As far as the realism goes, my shirt was dripping wet with sweat by the time I was told that I was receiving a "C" for that lesson. This time, two hours seemed like a lifetime.

For the second day, I would be working with Kyle Lyons, the school's manager. Ground school was all about being a prepared pilot and how all successful pilots have a structure in prepping for every flight. One of the school's mottos is that checklists aren't "to-do" lists, but tools to ensure that you've done all of your work and when it needs to be done.

Then back to the simulator for more abuse. Even with all the other tasks going on, Lyons set me up with a catastrophic engine failure while solidly in the clouds at 7,000 feet with the bottoms of the clouds at 200 feet above the ground. With this being a Cirrus simulator, the proper choice was to pull the red handle above my head, firing the rocket, which pulls out that big ol' giant parachute...and I just couldn't do it. I'm a pilot. I was going to fly that plane down to the ground. I knew that with a gliding descent of 500 fpm, emerging from the clouds at 200 feet will give me a good 20 seconds to find a solution somewhere in front of me. I put the Cirrus into a farmer's field at 65 knots with wings level and received a "C."

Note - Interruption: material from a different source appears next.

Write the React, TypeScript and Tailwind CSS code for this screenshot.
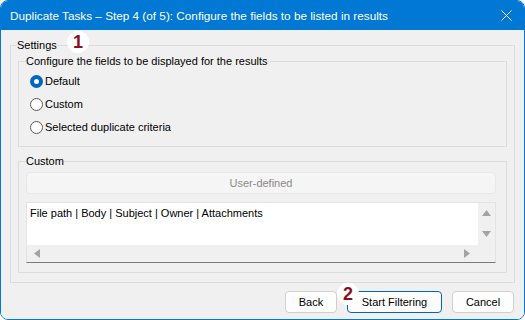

But I was there for the whole experience. I had to see what it's like to pull that handle. Lyons hit the reset button, and I flew the same scenario again. Yeah, I pulled the red handle. This mock-up really simulates the whole experience—right down to the pendulum swinging under the chute all the way to the ground.

As we came to the last lesson of the course, I knew that I really wanted to test the graphics on my home turf. Although my last cross-country was supposed to start from Midway (MDW), Lyons let me start it from Chicago Executive (PWK) so that I could fly the Chicago lakefront, a route that I fly in the real world once or twice a month. The graphics are impressive. Each of the buildings of Chicago's famous skyline is the right size, shape and color and in the right location. The shape and various angles of the lakeshore are completely accurate. Neither Navy Pier nor Belmont Harbor exists in this virtual Chicago. And, most disappointing, there's no Wrigley Field. But the whole simulation is real enough that I found myself worrying about busting Midway's Delta airspace and the consequences of that action before I once again realized this was all pretend.